--- start Data for the task ---

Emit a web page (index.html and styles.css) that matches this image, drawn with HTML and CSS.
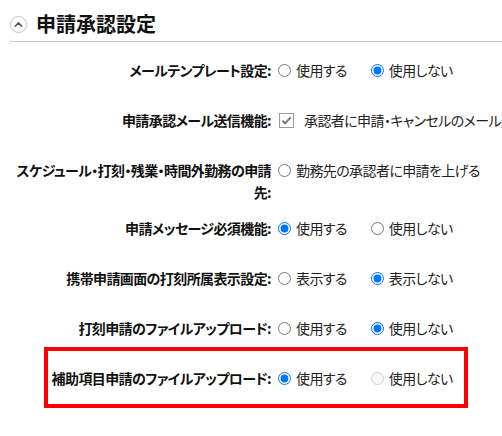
FILE: index.html
```html
<!DOCTYPE html>
<html lang="ja">
<head>
  <meta charset="UTF-8" />
  <title>申請承認設定</title>
  <link rel="stylesheet" href="styles.css">
</head>
<body>
  <div class="panel">
    <div class="panel-head">
      <span class="toggle-icon">
        <svg width="17" height="17" viewBox="0 0 17 17">
          <circle cx="8.5" cy="8.5" r="8" fill="#fff" stroke="#c4c4c4" stroke-width="1"/>
          <path d="M5.2 10.2 L8.5 6.9 L11.8 10.2" fill="none" stroke="#555" stroke-width="1.6" stroke-linecap="round" stroke-linejoin="round"/>
        </svg>
      </span>
      <h2>申請承認設定</h2>
    </div>

    <div class="row">
      <div class="row-label">メールテンプレート設定:</div>
      <div class="row-field">
        <label class="opt"><input type="radio" name="tpl">使用する</label>
        <label class="opt"><input type="radio" name="tpl" checked>使用しない</label>
      </div>
    </div>

    <div class="row">
      <div class="row-label">申請承認メール送信機能:</div>
      <div class="row-field">
        <label class="opt opt-check">
          <span class="checkbox">
            <svg width="11" height="11" viewBox="0 0 11 11"><path d="M1.5 5.8 L4.2 8.4 L9.6 2.4" fill="none" stroke="#777" stroke-width="2"/></svg>
          </span>承認者に申請・キャンセルのメール通
        </label>
      </div>
    </div>

    <div class="row row-wrap">
      <div class="row-label">スケジュール・打刻・残業・時間外勤務の申請先:</div>
      <div class="row-field">
        <label class="opt"><input type="radio" name="dest">勤務先の承認者に申請を上げる</label>
      </div>
    </div>

    <div class="row">
      <div class="row-label">申請メッセージ必須機能:</div>
      <div class="row-field">
        <label class="opt"><input type="radio" name="msg" checked>使用する</label>
        <label class="opt"><input type="radio" name="msg">使用しない</label>
      </div>
    </div>

    <div class="row">
      <div class="row-label">携帯申請画面の打刻所属表示設定:</div>
      <div class="row-field">
        <label class="opt"><input type="radio" name="mobile">表示する</label>
        <label class="opt"><input type="radio" name="mobile" checked>表示しない</label>
      </div>
    </div>

    <div class="row">
      <div class="row-label">打刻申請のファイルアップロード:</div>
      <div class="row-field">
        <label class="opt"><input type="radio" name="punch">使用する</label>
        <label class="opt"><input type="radio" name="punch" checked>使用しない</label>
      </div>
    </div>

    <div class="row highlight">
      <div class="row-label">補助項目申請のファイルアップロード:</div>
      <div class="row-field">
        <label class="opt"><input type="radio" name="sub" checked>使用する</label>
        <label class="opt"><input type="radio" name="sub" disabled>使用しない</label>
      </div>
    </div>
  </div>
</body>
</html>
```

FILE: styles.css
```css
* {
  box-sizing: border-box;
}
body {
  margin: 0;
  background: #fff;
  color: #222;
  font-family: "Noto Sans CJK JP", "Noto Sans", sans-serif;
  font-size: 14px;
  font-feature-settings: "palt";
  letter-spacing: -0.6px;
  overflow: hidden;
}
.panel-head {
  display: flex;
  align-items: center;
  gap: 9px;
  height: 42px;
  margin-left: 10px;
  padding-top: 7px;
  border-bottom: 1px solid #c8c8c8;
}
.toggle-icon {
  display: flex;
}
.panel-head h2 {
  margin: 0;
  font-size: 20px;
  font-weight: bold;
  color: #111;
  line-height: 1;
  letter-spacing: 0;
}
.panel {
  padding-bottom: 20px;
}
.row {
  display: flex;
  align-items: flex-start;
  padding: 14px 0;
  line-height: 22px;
  position: relative;
}
.panel-head + .row {
  margin-top: 3px;
}
.row-wrap {
  padding-bottom: 0;
}
.row-label {
  flex-shrink: 0;
  width: 271px;
  padding-left: 8px;
  text-align: right;
  font-weight: bold;
  color: #111;
}
.row-field {
  flex: 1;
  min-width: 0;
  display: flex;
  align-items: center;
  padding-left: 7px;
  white-space: nowrap;
  overflow: hidden;
}
.opt {
  display: flex;
  align-items: center;
  margin-right: 24px;
}
.opt input {
  margin: 0 5px 0 0;
  width: 13px;
  height: 13px;
}
.opt-check {
  margin-right: 0;
}
.checkbox {
  display: flex;
  align-items: center;
  justify-content: center;
  width: 15px;
  height: 15px;
  margin: 0 10px 0 1px;
  border: 1px solid #9a9a9a;
  background: #fff;
}
.highlight::after {
  content: "";
  position: absolute;
  left: 44px;
  right: 34px;
  top: -6px;
  bottom: -5px;
  border: 4px solid #ff0000;
}
```
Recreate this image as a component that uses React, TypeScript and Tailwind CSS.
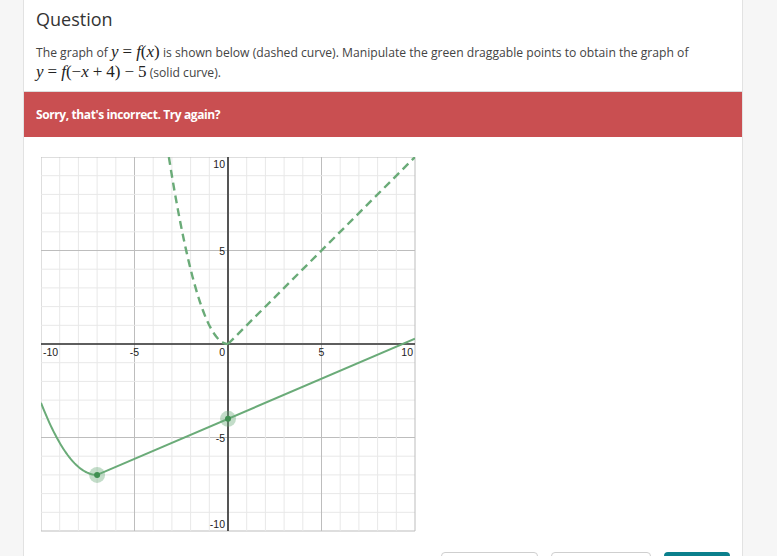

--- end Data for the task ---

* What is asked:
Pictures in the records above are not copied; print everything else exactly.

* Complete output:
Emit a web page (index.html and styles.css) that matches this image, drawn with HTML and CSS.
FILE: index.html
```html
<!DOCTYPE html>
<html lang="ja">
<head>
  <meta charset="UTF-8" />
  <title>申請承認設定</title>
  <link rel="stylesheet" href="styles.css">
</head>
<body>
  <div class="panel">
    <div class="panel-head">
      <span class="toggle-icon">
        <svg width="17" height="17" viewBox="0 0 17 17">
          <circle cx="8.5" cy="8.5" r="8" fill="#fff" stroke="#c4c4c4" stroke-width="1"/>
          <path d="M5.2 10.2 L8.5 6.9 L11.8 10.2" fill="none" stroke="#555" stroke-width="1.6" stroke-linecap="round" stroke-linejoin="round"/>
        </svg>
      </span>
      <h2>申請承認設定</h2>
    </div>

    <div class="row">
      <div class="row-label">メールテンプレート設定:</div>
      <div class="row-field">
        <label class="opt"><input type="radio" name="tpl">使用する</label>
        <label class="opt"><input type="radio" name="tpl" checked>使用しない</label>
      </div>
    </div>

    <div class="row">
      <div class="row-label">申請承認メール送信機能:</div>
      <div class="row-field">
        <label class="opt opt-check">
          <span class="checkbox">
            <svg width="11" height="11" viewBox="0 0 11 11"><path d="M1.5 5.8 L4.2 8.4 L9.6 2.4" fill="none" stroke="#777" stroke-width="2"/></svg>
          </span>承認者に申請・キャンセルのメール通
        </label>
      </div>
    </div>

    <div class="row row-wrap">
      <div class="row-label">スケジュール・打刻・残業・時間外勤務の申請先:</div>
      <div class="row-field">
        <label class="opt"><input type="radio" name="dest">勤務先の承認者に申請を上げる</label>
      </div>
    </div>

    <div class="row">
      <div class="row-label">申請メッセージ必須機能:</div>
      <div class="row-field">
        <label class="opt"><input type="radio" name="msg" checked>使用する</label>
        <label class="opt"><input type="radio" name="msg">使用しない</label>
      </div>
    </div>

    <div class="row">
      <div class="row-label">携帯申請画面の打刻所属表示設定:</div>
      <div class="row-field">
        <label class="opt"><input type="radio" name="mobile">表示する</label>
        <label class="opt"><input type="radio" name="mobile" checked>表示しない</label>
      </div>
    </div>

    <div class="row">
      <div class="row-label">打刻申請のファイルアップロード:</div>
      <div class="row-field">
        <label class="opt"><input type="radio" name="punch">使用する</label>
        <label class="opt"><input type="radio" name="punch" checked>使用しない</label>
      </div>
    </div>

    <div class="row highlight">
      <div class="row-label">補助項目申請のファイルアップロード:</div>
      <div class="row-field">
        <label class="opt"><input type="radio" name="sub" checked>使用する</label>
        <label class="opt"><input type="radio" name="sub" disabled>使用しない</label>
      </div>
    </div>
  </div>
</body>
</html>
```

FILE: styles.css
```css
* {
  box-sizing: border-box;
}
body {
  margin: 0;
  background: #fff;
  color: #222;
  font-family: "Noto Sans CJK JP", "Noto Sans", sans-serif;
  font-size: 14px;
  font-feature-settings: "palt";
  letter-spacing: -0.6px;
  overflow: hidden;
}
.panel-head {
  display: flex;
  align-items: center;
  gap: 9px;
  height: 42px;
  margin-left: 10px;
  padding-top: 7px;
  border-bottom: 1px solid #c8c8c8;
}
.toggle-icon {
  display: flex;
}
.panel-head h2 {
  margin: 0;
  font-size: 20px;
  font-weight: bold;
  color: #111;
  line-height: 1;
  letter-spacing: 0;
}
.panel {
  padding-bottom: 20px;
}
.row {
  display: flex;
  align-items: flex-start;
  padding: 14px 0;
  line-height: 22px;
  position: relative;
}
.panel-head + .row {
  margin-top: 3px;
}
.row-wrap {
  padding-bottom: 0;
}
.row-label {
  flex-shrink: 0;
  width: 271px;
  padding-left: 8px;
  text-align: right;
  font-weight: bold;
  color: #111;
}
.row-field {
  flex: 1;
  min-width: 0;
  display: flex;
  align-items: center;
  padding-left: 7px;
  white-space: nowrap;
  overflow: hidden;
}
.opt {
  display: flex;
  align-items: center;
  margin-right: 24px;
}
.opt input {
  margin: 0 5px 0 0;
  width: 13px;
  height: 13px;
}
.opt-check {
  margin-right: 0;
}
.checkbox {
  display: flex;
  align-items: center;
  justify-content: center;
  width: 15px;
  height: 15px;
  margin: 0 10px 0 1px;
  border: 1px solid #9a9a9a;
  background: #fff;
}
.highlight::after {
  content: "";
  position: absolute;
  left: 44px;
  right: 34px;
  top: -6px;
  bottom: -5px;
  border: 4px solid #ff0000;
}
```
Recreate this image as a component that uses React, TypeScript and Tailwind CSS.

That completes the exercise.